I feel the 50’s children have been given a raw deal. I also feel that during the course of our working life, we were not given enough advice on how the amount of Pension we will receive, whether it would be sufficient. I am 66 now, and my Pension hardly pays for my outgoings. I decided to look after my daughter , rather than work,until she went to school, but now I am penalised, due to my stamp not being paid. I feel that the Government should have been more helpful on this and given us guidance and help. It is too late now, so I will be working for ever just to survive, but then, I am taxed on any earnings, and also taxed on my State Pension, which I have already paid Tax on. It is disgusting.

Penny says:
3 November 2017

Even worse than the deal we’ve been dealt is that government has lied about it. My State pension date was raised OVER 5 years in July 2012, along with thousands of other women, when I was within 18 months of receiving it. At the same time it prevented widow(er)s without full NI contributions from using their late husband’s (or wives) payments to top up.

Colin says:
7 December 2017

Successive governments (worried about losing women’s votes) put off equalizing the state pension age for far too long, meaning that changes that should’ve been phased in gradually over several decades starting in the 1970s had to be introduced suddenly. But the reality is that, by having a retirement age of 60 (despite having a longer average life expectancy), women enjoyed an unfair advantage for many years. Governments should have acted much sooner, and been more open about the need for change. Nevertheless, change was entirely foreseeable, and shouldn’t have come as a shock to anyone.

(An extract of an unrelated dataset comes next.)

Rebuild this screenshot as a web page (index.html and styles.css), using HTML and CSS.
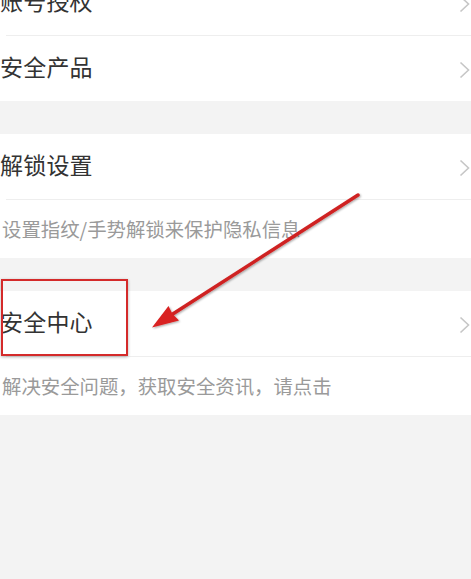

It does not make it right to introduce a major change without giving women sufficient warning to plan for the change.

Having seen pensioners struggle when I was young, I joined a company Pension Scheme as soon as I could. When the Final Salary scheme ended to be replaced by a less generous defined contribution scheme, I took financial advice and increased the amount I was paying in. I was never a high earner but I considered the schemes a no-risk investment, we will never be rich but our pensions make life comfortable.